— Start Given data —

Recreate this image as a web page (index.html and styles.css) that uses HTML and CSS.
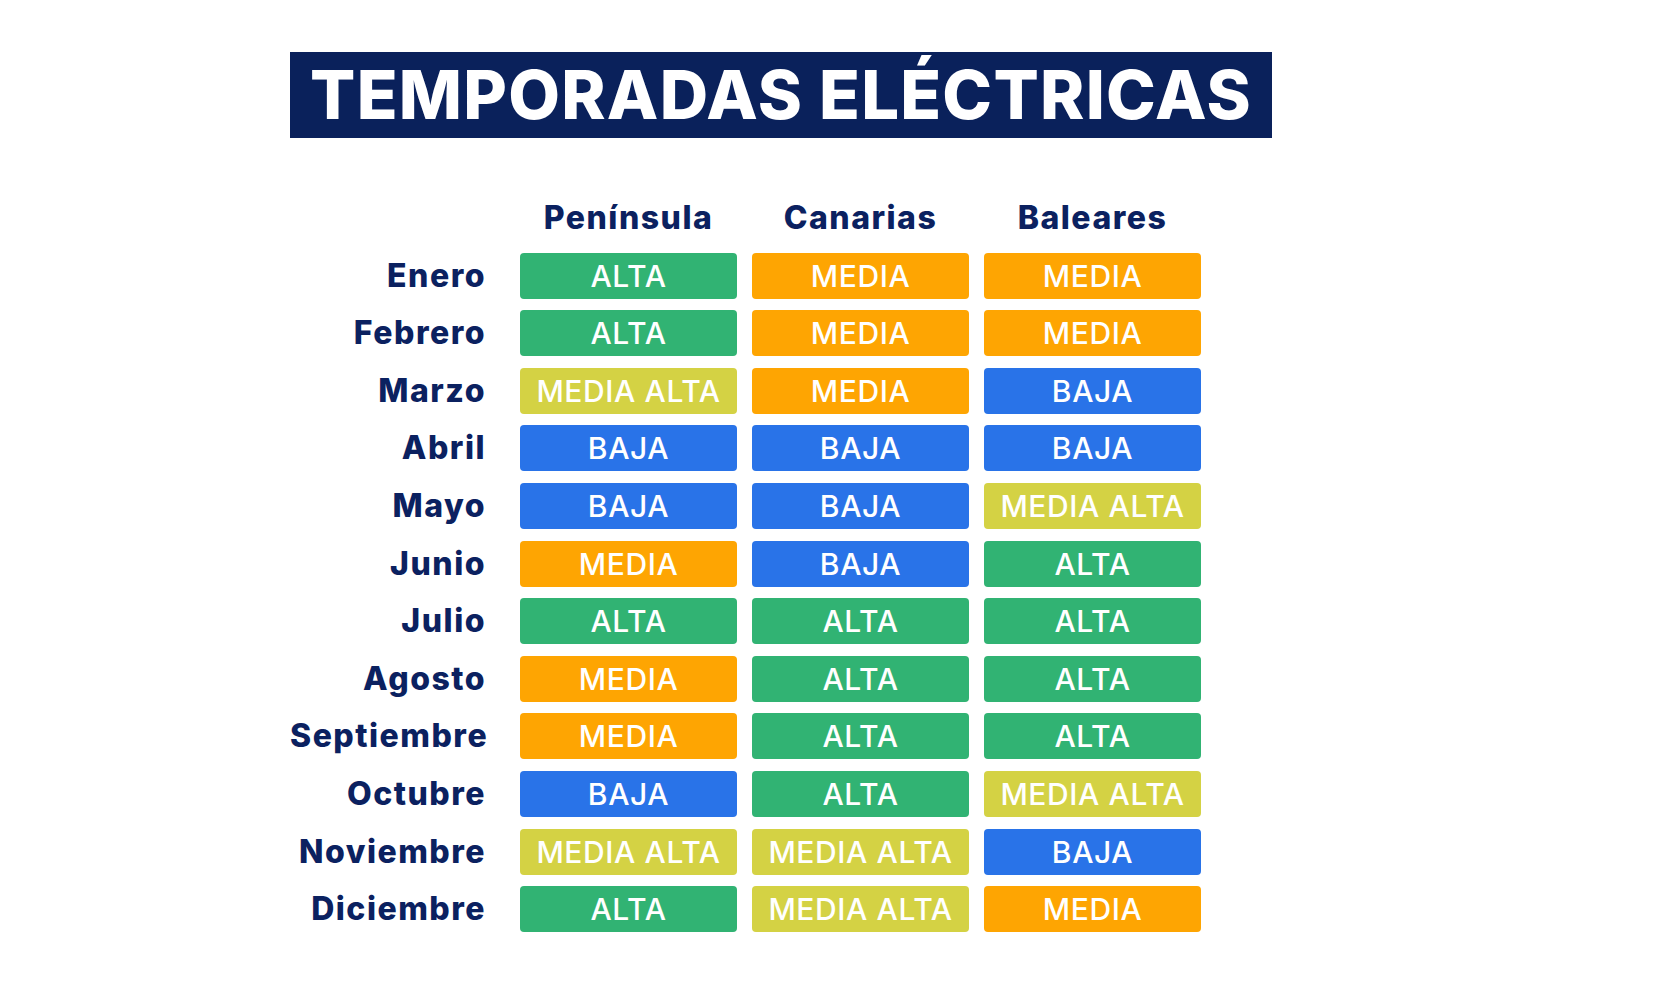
FILE: index.html
```html
<!DOCTYPE html>
<html lang="es">
<head>
<meta charset="utf-8">
<title>Temporadas eléctricas</title>
<link rel="stylesheet" href="styles.css">
</head>
<body>
<main class="page">
  <h1 class="title">TEMPORADAS ELÉCTRICAS</h1>
  <div class="table">
    <div class="head"></div>
    <div class="head">Península</div>
    <div class="head">Canarias</div>
    <div class="head">Baleares</div>

    <div class="month">Enero</div>
    <div class="cell alta">ALTA</div><div class="cell media">MEDIA</div><div class="cell media">MEDIA</div>

    <div class="month">Febrero</div>
    <div class="cell alta">ALTA</div><div class="cell media">MEDIA</div><div class="cell media">MEDIA</div>

    <div class="month">Marzo</div>
    <div class="cell malta">MEDIA ALTA</div><div class="cell media">MEDIA</div><div class="cell baja">BAJA</div>

    <div class="month">Abril</div>
    <div class="cell baja">BAJA</div><div class="cell baja">BAJA</div><div class="cell baja">BAJA</div>

    <div class="month">Mayo</div>
    <div class="cell baja">BAJA</div><div class="cell baja">BAJA</div><div class="cell malta">MEDIA ALTA</div>

    <div class="month">Junio</div>
    <div class="cell media">MEDIA</div><div class="cell baja">BAJA</div><div class="cell alta">ALTA</div>

    <div class="month">Julio</div>
    <div class="cell alta">ALTA</div><div class="cell alta">ALTA</div><div class="cell alta">ALTA</div>

    <div class="month">Agosto</div>
    <div class="cell media">MEDIA</div><div class="cell alta">ALTA</div><div class="cell alta">ALTA</div>

    <div class="month">Septiembre</div>
    <div class="cell media">MEDIA</div><div class="cell alta">ALTA</div><div class="cell alta">ALTA</div>

    <div class="month">Octubre</div>
    <div class="cell baja">BAJA</div><div class="cell alta">ALTA</div><div class="cell malta">MEDIA ALTA</div>

    <div class="month">Noviembre</div>
    <div class="cell malta">MEDIA ALTA</div><div class="cell malta">MEDIA ALTA</div><div class="cell baja">BAJA</div>

    <div class="month">Diciembre</div>
    <div class="cell alta">ALTA</div><div class="cell malta">MEDIA ALTA</div><div class="cell media">MEDIA</div>
  </div>
</main>
</body>
</html>
```
FILE: styles.css
```css
html, body {
  margin: 0;
  padding: 0;
  background: #ffffff;
}

.page {
  padding: 52px 0 0 290px;
  font-family: Inter, "Noto Sans", sans-serif;
  color: #0b2160;
}

.title {
  margin: 0;
  width: 982px;
  height: 86px;
  box-sizing: border-box;
  background: #0a215b;
  color: #ffffff;
  font-size: 67px;
  font-weight: 800;
  line-height: 86px;
  text-align: center;
  letter-spacing: 1.25px;
}

.table {
  display: grid;
  grid-template-columns: 215px 217px 217px 217px;
  grid-auto-rows: 46px;
  column-gap: 15px;
  row-gap: 11.6px;
  margin-top: 57px;
}

.head {
  font-size: 32px;
  font-weight: 800;
  text-align: center;
  line-height: 46px;
  letter-spacing: 1.5px;
  color: #0b2160;
}

.month {
  font-size: 32px;
  font-weight: 800;
  text-align: right;
  padding-right: 19px;
  line-height: 46px;
  letter-spacing: 1.5px;
  color: #0b2160;
}

.cell {
  border-radius: 4px;
  color: #ffffff;
  font-size: 30px;
  font-weight: 500;
  line-height: 46px;
  text-align: center;
  letter-spacing: 0.6px;
}

.alta { background: #31b373; }
.media { background: #fea502; }
.baja { background: #2973e8; }
.malta { background: #d4d244; }
```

— End Given data —

§ **The exercise**: Restate the listing above word for word, and skip the pictures.

§ **Written response**:
Recreate this image as a web page (index.html and styles.css) that uses HTML and CSS.
FILE: index.html
```html
<!DOCTYPE html>
<html lang="es">
<head>
<meta charset="utf-8">
<title>Temporadas eléctricas</title>
<link rel="stylesheet" href="styles.css">
</head>
<body>
<main class="page">
  <h1 class="title">TEMPORADAS ELÉCTRICAS</h1>
  <div class="table">
    <div class="head"></div>
    <div class="head">Península</div>
    <div class="head">Canarias</div>
    <div class="head">Baleares</div>

    <div class="month">Enero</div>
    <div class="cell alta">ALTA</div><div class="cell media">MEDIA</div><div class="cell media">MEDIA</div>

    <div class="month">Febrero</div>
    <div class="cell alta">ALTA</div><div class="cell media">MEDIA</div><div class="cell media">MEDIA</div>

    <div class="month">Marzo</div>
    <div class="cell malta">MEDIA ALTA</div><div class="cell media">MEDIA</div><div class="cell baja">BAJA</div>

    <div class="month">Abril</div>
    <div class="cell baja">BAJA</div><div class="cell baja">BAJA</div><div class="cell baja">BAJA</div>

    <div class="month">Mayo</div>
    <div class="cell baja">BAJA</div><div class="cell baja">BAJA</div><div class="cell malta">MEDIA ALTA</div>

    <div class="month">Junio</div>
    <div class="cell media">MEDIA</div><div class="cell baja">BAJA</div><div class="cell alta">ALTA</div>

    <div class="month">Julio</div>
    <div class="cell alta">ALTA</div><div class="cell alta">ALTA</div><div class="cell alta">ALTA</div>

    <div class="month">Agosto</div>
    <div class="cell media">MEDIA</div><div class="cell alta">ALTA</div><div class="cell alta">ALTA</div>

    <div class="month">Septiembre</div>
    <div class="cell media">MEDIA</div><div class="cell alta">ALTA</div><div class="cell alta">ALTA</div>

    <div class="month">Octubre</div>
    <div class="cell baja">BAJA</div><div class="cell alta">ALTA</div><div class="cell malta">MEDIA ALTA</div>

    <div class="month">Noviembre</div>
    <div class="cell malta">MEDIA ALTA</div><div class="cell malta">MEDIA ALTA</div><div class="cell baja">BAJA</div>

    <div class="month">Diciembre</div>
    <div class="cell alta">ALTA</div><div class="cell malta">MEDIA ALTA</div><div class="cell media">MEDIA</div>
  </div>
</main>
</body>
</html>
```
FILE: styles.css
```css
html, body {
  margin: 0;
  padding: 0;
  background: #ffffff;
}

.page {
  padding: 52px 0 0 290px;
  font-family: Inter, "Noto Sans", sans-serif;
  color: #0b2160;
}

.title {
  margin: 0;
  width: 982px;
  height: 86px;
  box-sizing: border-box;
  background: #0a215b;
  color: #ffffff;
  font-size: 67px;
  font-weight: 800;
  line-height: 86px;
  text-align: center;
  letter-spacing: 1.25px;
}

.table {
  display: grid;
  grid-template-columns: 215px 217px 217px 217px;
  grid-auto-rows: 46px;
  column-gap: 15px;
  row-gap: 11.6px;
  margin-top: 57px;
}

.head {
  font-size: 32px;
  font-weight: 800;
  text-align: center;
  line-height: 46px;
  letter-spacing: 1.5px;
  color: #0b2160;
}

.month {
  font-size: 32px;
  font-weight: 800;
  text-align: right;
  padding-right: 19px;
  line-height: 46px;
  letter-spacing: 1.5px;
  color: #0b2160;
}

.cell {
  border-radius: 4px;
  color: #ffffff;
  font-size: 30px;
  font-weight: 500;
  line-height: 46px;
  text-align: center;
  letter-spacing: 0.6px;
}

.alta { background: #31b373; }
.media { background: #fea502; }
.baja { background: #2973e8; }
.malta { background: #d4d244; }
```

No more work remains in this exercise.